■ **OBJECTIVE**: Starting at the first line of the listing below, repeat each line up to and including the one containing "const circle = '128 128 1536 1536';". Leave out pictures.

■ **MATERIAL**:
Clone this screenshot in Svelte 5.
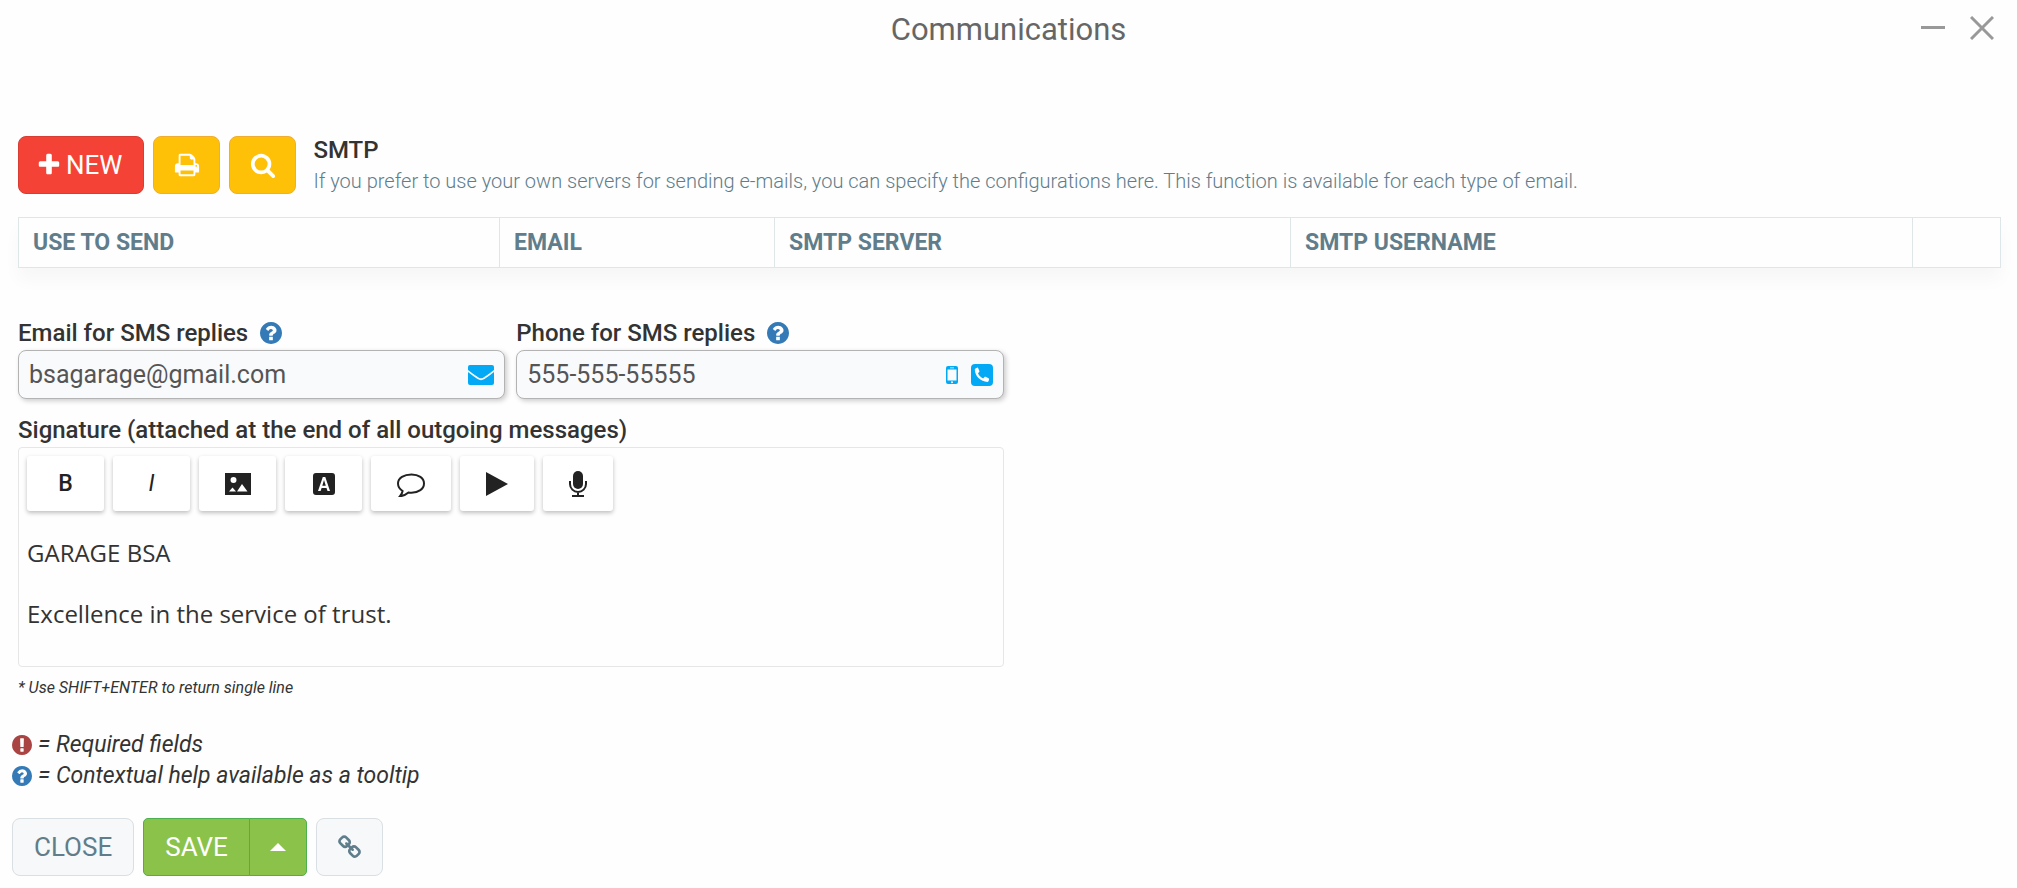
<script lang="ts">
	const full = '0 0 1792 1792';
	const circle = '128 128 1536 1536';

	const icons: Record<string, { box: string; path: string }> = {
		plus: { box: full, path: 'M1600 736v192q0 40-28 68t-68 28h-416v416q0 40-28 68t-68 28h-192q-40 0-68-28t-28-68v-416h-416q-40 0-68-28t-28-68v-192q0-40 28-68t68-28h416v-416q0-40 28-68t68-28h192q40 0 68 28t28 68v416h416q40 0 68 28t28 68z' },
		print: { box: full, path: 'M448 1536h896v-256h-896v256zm0-640h896v-384h-160q-40 0-68-28t-28-68v-160h-640v640zm1152 64q0-26-19-45t-45-19-45 19-19 45 19 45 45 19 45-19 19-45zm128 0v416q0 13-9.5 22.5t-22.5 9.5h-224v160q0 40-28 68t-68 28h-960q-40 0-68-28t-28-68v-160h-224q-13 0-22.5-9.5t-9.5-22.5v-416q0-79 56.5-135.5t135.5-56.5h64v-544q0-40 28-68t68-28h672q40 0 88 20t76 48l152 152q28 28 48 76t20 88v256h64q79 0 135.5 56.5t56.5 135.5z' },
		search: { box: full, path: 'M1216 832q0-185-131.5-316.5t-316.5-131.5-316.5 131.5-131.5 316.5 131.5 316.5 316.5 131.5 316.5-131.5 131.5-316.5zm512 832q0 52-38 90t-90 38q-54 0-90-38l-343-342q-179 124-399 124-143 0-273.5-55.5t-225-150-150-225-55.5-273.5 55.5-273.5 150-225 225-150 273.5-55.5 273.5 55.5 225 150 150 225 55.5 273.5q0 220-124 399l343 343q37 37 37 90z' },
		help: { box: circle, path: 'M1024 1376v-192q0-14-9-23t-23-9h-192q-14 0-23 9t-9 23v192q0 14 9 23t23 9h192q14 0 23-9t9-23zm256-672q0-88-55.5-163t-138.5-116-170-41q-243 0-371 213-15 24 8 42l132 100q7 6 19 6 16 0 25-12 53-68 86-92 34-24 86-24 48 0 85.5 26t37.5 59q0 38-20 61t-68 45q-63 28-115.5 86.5t-52.5 125.5v36q0 14 9 23t23 9h192q14 0 23-9t9-23q0-19 21.5-49.5t54.5-49.5q32-18 49-28.5t46-35 44.5-48 28-60.5 12.5-81zm384 192q0 209-103 385.5t-279.5 279.5-385.5 103-385.5-103-279.5-279.5-103-385.5 103-385.5 279.5-279.5 385.5-103 385.5 103 279.5 279.5 103 385.5z' },
		required: { box: circle, path: 'M896 128q209 0 385.5 103t279.5 279.5 103 385.5-103 385.5-279.5 279.5-385.5 103-385.5-103-279.5-279.5-103-385.5 103-385.5 279.5-279.5 385.5-103zm128 1247v-190q0-14-9-23.5t-22-9.5h-192q-13 0-23 10t-10 23v190q0 13 10 23t23 10h192q13 0 22-9.5t9-23.5zm-2-344l18-621q0-12-10-18-10-8-24-8h-220q-14 0-24 8-10 6-10 18l17 621q0 10 10 17.5t24 7.5h185q14 0 23.5-7.5t10.5-17.5z' },
		link: { box: full, path: 'M1520 1216q0-40-28-68l-208-208q-28-28-68-28-42 0-72 32 3 3 19 18.5t21.5 21.5 15 19 13 25.5 3.5 27.5q0 40-28 68t-68 28q-15 0-27.5-3.5t-25.5-13-19-15-21.5-21.5-18.5-19q-33 31-33 73 0 40 28 68l206 207q27 27 68 27 40 0 68-26l147-146q28-28 28-67zm-703-705q0-40-28-68l-206-207q-28-28-68-28-39 0-68 27l-147 146q-28 28-28 67 0 40 28 68l208 208q27 27 68 27 42 0 72-31-3-3-19-18.5t-21.5-21.5-15-19-13-25.5-3.5-27.5q0-40 28-68t68-28q15 0 27.5 3.5t25.5 13 19 15 21.5 21.5 18.5 19q33-31 33-73zm895 705q0 120-85 203l-147 146q-83 83-203 83-121 0-204-85l-206-207q-83-83-83-203 0-123 88-209l-88-88q-86 88-208 88-120 0-204-84l-208-208q-84-84-84-204t85-203l147-146q83-83 203-83 121 0 204 85l206 207q83 83 83 203 0 123-88 209l88 88q86-88 208-88 120 0 204 84l208 208q84 84 84 204z' }
	};

	const columns = [
		{ label: 'USE TO SEND', width: 481 },
		{ label: 'EMAIL', width: 275 },
		{ label: 'SMTP SERVER', width: 516 },
		{ label: 'SMTP USERNAME', width: 622 },
		{ label: '', width: 88 }
	];
	const tableWidth = columns.reduce((sum, c) => sum + c.width, 0);

	let email = $state('bsagarage@gmail.com');
	let phone = $state('555-555-55555');
</script>

{#snippet icon(name: string, size: number)}
	<svg width={size} height={size} viewBox={icons[name].box} aria-hidden="true">
		<path d={icons[name].path} />
	</svg>
{/snippet}

<div class="window">
	<header class="titlebar">
		<h1>Communications</h1>
		<div class="window-controls">
			<button aria-label="Minimize">
				<svg width="24" height="24" viewBox="0 0 24 24"><path d="M0 11.5h24" /></svg>
			</button>
			<button aria-label="Close window">
				<svg width="24" height="24" viewBox="0 0 24 24"><path d="M1 1l22 22M23 1L1 23" /></svg>
			</button>
		</div>
	</header>

	<main>
		<div class="actions">
			<button class="btn btn-red">{@render icon('plus', 26)}NEW</button>
			<button class="btn btn-amber btn-icon" aria-label="Print">{@render icon('print', 26)}</button>
			<button class="btn btn-amber btn-icon" aria-label="Search">{@render icon('search', 26)}</button>
			<div class="intro">
				<h2>SMTP</h2>
				<p>If you prefer to use your own servers for sending e-mails, you can specify the configurations here. This function is available for each type of email.</p>
			</div>
		</div>

		<table>
			<thead>
				<tr>
					{#each columns as column}
						<th style="width: {(column.width / tableWidth) * 100}%">{column.label}</th>
					{/each}
				</tr>
			</thead>
		</table>

		<div class="form">
			<div class="fields">
				<div class="field">
					<label for="email">Email for SMS replies {@render icon('help', 22)}</label>
					<div class="control">
						<input id="email" type="email" bind:value={email} />
						<svg width="26" height="20" viewBox="0 0 26 20" aria-hidden="true">
							<path d="M2 0h22a2 2 0 0 1 2 2v3q-5 4-10.500 7.500-2.500 1.700-5 0Q5 9 0 5V2a2 2 0 0 1 2-2zM0 7q5 4 9.500 7 3.500 2.300 7 0Q21 11 26 7v11a2 2 0 0 1-2 2H2a2 2 0 0 1-2-2z" />
						</svg>
					</div>
				</div>
				<div class="field">
					<label for="phone">Phone for SMS replies {@render icon('help', 22)}</label>
					<div class="control">
						<input id="phone" type="tel" bind:value={phone} />
						<svg width="12" height="18" viewBox="0 0 12 18" aria-hidden="true">
							<path fill-rule="evenodd" d="M2 0h8a2 2 0 0 1 2 2v14a2 2 0 0 1-2 2H2a2 2 0 0 1-2-2V2a2 2 0 0 1 2-2zM1.500 3.500v11h9v-11zM4 1.500v.8h4v-.8zM6 15.200a1 1 0 1 0 0 2 1 1 0 0 0 0-2z" />
						</svg>
						<svg width="22" height="22" viewBox="0 0 22 22" aria-hidden="true">
							<rect width="22" height="22" rx="4" />
							<path class="handset" d="M4.500 4.500l1.500-.8c.6-.2 1 0 1.200.5l1.200 2.800c.2.400 0 .8-.3 1.100L7 9.200c1 2.300 2.700 4.200 5.200 5.300l1.300-1.500c.3-.3.7-.4 1.100-.2l2.900 1.400c.5.2.7.6.6 1.100l-.5 1.800c-.1.500-.5.8-1 .8C9.500 17.900 3.800 12 3.800 5.600c0-.5.3-.9.7-1.100z" />
						</svg>
					</div>
				</div>
			</div>

			<div class="label" id="signature-label">Signature (attached at the end of all outgoing messages)</div>
			<div class="editor">
				<div class="toolbar">
					<button class="tool" aria-label="Bold"><b>B</b></button>
					<button class="tool" aria-label="Italic"><i>I</i></button>
					<button class="tool" aria-label="Image">
						<svg width="26" height="22" viewBox="0 0 26 22">
							<path fill-rule="evenodd" d="M0 0h26v22H0zM8.500 4a3 3 0 1 0 0 6 3 3 0 0 0 0-6zM4 18.500h7L7.500 14.500zM12 18.500h10.500L17 11z" />
						</svg>
					</button>
					<button class="tool" aria-label="Text color">
						<svg width="22" height="22" viewBox="0 0 22 22">
							<path fill-rule="evenodd" d="M3 0h16a3 3 0 0 1 3 3v16a3 3 0 0 1-3 3H3a3 3 0 0 1-3-3V3a3 3 0 0 1 3-3zM9.800 4L5 18h2.600l1-3h4.900l1 3H17L12.300 4zM11 7l1.800 5.800H9.300z" />
						</svg>
					</button>
					<button class="tool tool-wide" aria-label="Comment">
						<svg width="28" height="26" viewBox="0 0 28 26">
							<path class="outline" d="M14.500 3.500C21.500 3.500 27 7 27 12.500s-5.500 9.200-12.500 9.200c-1 0-2 0-3-.2C9 23.600 6.500 25 3 25.200c1.300-1.600 2.300-3.400 2.600-5.200C2.800 18.200 1 15.700 1 12.500c0-5.500 6-9 13.500-9z" />
						</svg>
					</button>
					<button class="tool tool-mid" aria-label="Video">
						<svg width="22" height="24" viewBox="0 0 22 24"><path d="M0 0l22 12L0 24z" /></svg>
					</button>
					<button class="tool tool-slim" aria-label="Dictate">
						<svg width="18" height="26" viewBox="0 0 18 26">
							<rect x="4" y="0" width="10" height="18" rx="5" />
							<path class="outline" d="M1 10v3a8 8 0 0 0 16 0v-3M9 21v4M3 25h12" />
						</svg>
					</button>
				</div>
				<div class="content" contenteditable="true" role="textbox" tabindex="0" aria-multiline="true" aria-labelledby="signature-label">
					<p>GARAGE BSA</p>
					<p>Excellence in the service of trust.</p>
				</div>
			</div>
			<p class="hint">* Use SHIFT+ENTER to return single line</p>
		</div>
	</main>

	<footer>
		<p class="legend"><span class="danger">{@render icon('required', 20)}</span> = Required fields</p>
		<p class="legend"><span class="info">{@render icon('help', 20)}</span> = Contextual help available as a tooltip</p>
		<div class="buttons">
			<button class="btn btn-light">CLOSE</button>
			<div class="split">
				<button class="btn btn-green">SAVE</button>
				<button class="btn btn-green btn-caret" aria-label="More save options"><span class="caret"></span></button>
			</div>
			<button class="btn btn-light btn-icon" aria-label="Copy link">{@render icon('link', 25)}</button>
		</div>
	</footer>
</div>

<style>
	:global(body) {
		margin: 0;
		background: #fefefe;
	}

	.window {
		font-family: Roboto, 'Liberation Sans', sans-serif;
		font-size: 24px;
		color: #333;
	}

	button,
	input {
		font-family: inherit;
	}

	button {
		cursor: pointer;
	}

	h1,
	h2,
	p {
		margin: 0;
		font-weight: 400;
	}

	svg {
		fill: currentColor;
		flex-shrink: 0;
	}

	.titlebar {
		display: grid;
		grid-template-columns: 1fr auto 1fr;
		align-items: center;
		height: 60px;
		padding: 0 23px;
	}

	.titlebar h1 {
		grid-column: 2;
		font-size: 31px;
		line-height: 60px;
		color: #666;
	}

	.window-controls {
		display: flex;
		justify-content: flex-end;
		gap: 25px;
		padding-bottom: 4px;
	}

	.window-controls button {
		display: flex;
		padding: 0;
		border: none;
		background: none;
		color: #999;
	}

	.window-controls svg {
		stroke: currentColor;
		stroke-width: 3;
	}

	main {
		padding: 74px 16px 0 18px;
	}

	.actions {
		display: flex;
		align-items: center;
		gap: 9px;
	}

	.btn {
		display: flex;
		align-items: center;
		justify-content: center;
		gap: 4px;
		height: 58px;
		padding: 0 21px;
		border: 1px solid;
		border-radius: 8px;
		font-size: 26px;
		white-space: nowrap;
	}

	.btn-icon {
		flex-shrink: 0;
		width: 67px;
		padding: 0;
	}

	.btn-red {
		padding: 0 21px 0 17px;
		background: #f44336;
		border-color: #d83c32;
		color: #fff;
	}

	.btn-amber {
		background: #ffc107;
		border-color: #f0ad2e;
		color: #fff;
	}

	.btn-light {
		background: #f6f8fa;
		border-color: #d9dfe3;
		color: #607d8b;
	}

	.btn-green {
		background: #8bc34a;
		border-color: #4caf50;
		color: #fff;
	}

	.intro {
		margin-left: 8px;
	}

	.intro h2 {
		font-size: 24px;
		line-height: 32px;
		font-weight: 500;
	}

	.intro p {
		font-size: 20px;
		line-height: 30px;
		font-weight: 300;
		color: #607d8b;
	}

	table {
		width: 100%;
		margin-top: 21px;
		border-collapse: collapse;
		table-layout: fixed;
		box-shadow: 0 12px 16px rgba(0, 0, 0, 0.03);
	}

	th {
		height: 50px;
		padding: 0 14px;
		border: 1px solid #dfe6e8;
		box-sizing: border-box;
		font-size: 23px;
		font-weight: 700;
		text-align: left;
		color: #607d8b;
	}

	.form {
		width: 50%;
		min-width: 640px;
		margin-top: 48px;
		padding-right: 6px;
		box-sizing: border-box;
	}

	.fields {
		display: flex;
		gap: 11px;
	}

	.field {
		flex: 1;
	}

	.field label,
	.label {
		display: flex;
		align-items: center;
		gap: 12px;
		height: 34px;
		font-weight: 500;
	}

	.field label svg {
		color: #337ab7;
	}

	.control {
		display: flex;
		align-items: center;
		gap: 13px;
		height: 47px;
		padding: 0 10px;
		border: 1px solid #b3b3b3;
		border-radius: 8px;
		background: #f9fafc;
		box-shadow: 2px 2px 5px rgba(0, 0, 0, 0.2);
		color: #03a9f4;
	}

	.control input {
		flex: 1;
		min-width: 0;
		padding: 0;
		border: none;
		outline: none;
		background: transparent;
		font-size: 25px;
		color: #555;
	}

	.handset {
		fill: #fff;
	}

	.label {
		margin-top: 14px;
	}

	.editor {
		padding: 8px;
		border: 1px solid #e6e6e6;
		border-radius: 4px;
	}

	.toolbar {
		display: flex;
		gap: 9px;
	}

	.tool {
		display: flex;
		align-items: center;
		justify-content: center;
		width: 77px;
		height: 55px;
		padding: 0;
		border: none;
		border-radius: 3px;
		background: #fff;
		box-shadow: 0 2px 4px rgba(0, 0, 0, 0.25);
		font-size: 23px;
		color: #222;
	}

	.tool b {
		font-weight: 500;
	}

	.tool-wide {
		width: 80px;
	}

	.tool-mid {
		width: 74px;
	}

	.tool-slim {
		width: 70px;
	}

	.outline {
		fill: none;
		stroke: currentColor;
		stroke-width: 2;
	}

	.content {
		padding: 26px 0 29px;
		outline: none;
		font-family: 'Trebuchet MS', 'Open Sans', sans-serif;
		line-height: 31px;
	}

	.content p {
		margin-bottom: 30px;
	}

	.content p:last-child {
		margin-bottom: 0;
	}

	.hint {
		margin-top: 10px;
		font-size: 16px;
		line-height: 22px;
		font-style: italic;
	}

	footer {
		padding: 30px 12px 12px;
	}

	.legend {
		display: flex;
		align-items: center;
		gap: 6px;
		font-size: 23px;
		line-height: 31px;
		font-style: italic;
	}

	.legend span {
		display: flex;
	}

	.danger {
		color: #a94442;
	}

	.info {
		color: #337ab7;
	}

	.buttons {
		display: flex;
		gap: 9px;
		margin-top: 27px;
	}

	.split {
		display: flex;
	}

	.split .btn:first-child {
		border-radius: 5px 0 0 5px;
	}

	.split .btn:last-child {
		margin-left: -1px;
		border-radius: 0 5px 5px 0;
	}

	.btn-caret {
		width: 58px;
		padding: 0;
	}

	.caret {
		border: 8px solid transparent;
		border-top: none;
		border-bottom: 8px solid #fff;
	}
</style>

■ **REPLY TO THE EXERCISE**:
Clone this screenshot in Svelte 5.
<script lang="ts">
	const full = '0 0 1792 1792';
	const circle = '128 128 1536 1536';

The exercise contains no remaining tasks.